**TASK PROMPT**
Return the lines below exactly, from the first line to the line that contains "string; items: string[]". Leave out pictures.

**MATERIAL**
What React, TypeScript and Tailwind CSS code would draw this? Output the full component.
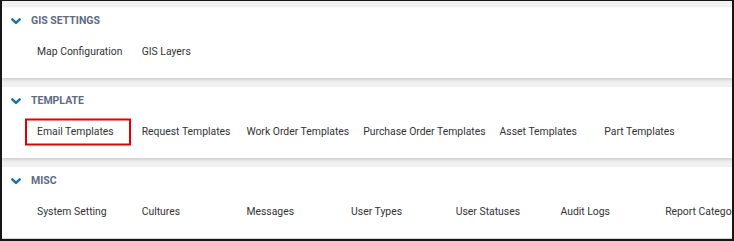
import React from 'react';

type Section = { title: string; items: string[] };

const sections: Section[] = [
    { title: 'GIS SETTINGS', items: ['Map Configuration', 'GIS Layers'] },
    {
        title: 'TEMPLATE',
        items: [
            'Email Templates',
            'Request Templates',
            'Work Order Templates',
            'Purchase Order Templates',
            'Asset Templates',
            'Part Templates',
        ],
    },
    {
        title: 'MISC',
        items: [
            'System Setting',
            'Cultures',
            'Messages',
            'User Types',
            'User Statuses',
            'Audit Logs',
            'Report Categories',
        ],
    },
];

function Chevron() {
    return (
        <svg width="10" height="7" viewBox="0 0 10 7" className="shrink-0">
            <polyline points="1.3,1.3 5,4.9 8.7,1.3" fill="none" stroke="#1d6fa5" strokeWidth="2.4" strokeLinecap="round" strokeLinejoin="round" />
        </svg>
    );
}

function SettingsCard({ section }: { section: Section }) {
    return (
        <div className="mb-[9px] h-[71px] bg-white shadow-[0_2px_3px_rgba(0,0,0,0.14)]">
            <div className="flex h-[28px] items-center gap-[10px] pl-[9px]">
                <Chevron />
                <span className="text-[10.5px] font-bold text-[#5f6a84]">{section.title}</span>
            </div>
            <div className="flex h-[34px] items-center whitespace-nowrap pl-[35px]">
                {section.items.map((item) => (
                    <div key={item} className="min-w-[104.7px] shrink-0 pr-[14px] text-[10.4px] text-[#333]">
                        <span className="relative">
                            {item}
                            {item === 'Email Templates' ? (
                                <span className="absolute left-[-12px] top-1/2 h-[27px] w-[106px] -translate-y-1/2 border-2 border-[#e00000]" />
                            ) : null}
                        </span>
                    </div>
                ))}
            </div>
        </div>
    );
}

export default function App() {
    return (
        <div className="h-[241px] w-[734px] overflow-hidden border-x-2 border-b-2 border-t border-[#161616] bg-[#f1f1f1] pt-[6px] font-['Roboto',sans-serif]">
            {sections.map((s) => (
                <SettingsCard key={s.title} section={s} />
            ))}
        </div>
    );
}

**RESULT**
What React, TypeScript and Tailwind CSS code would draw this? Output the full component.
import React from 'react';

type Section = { title: string; items: string[] };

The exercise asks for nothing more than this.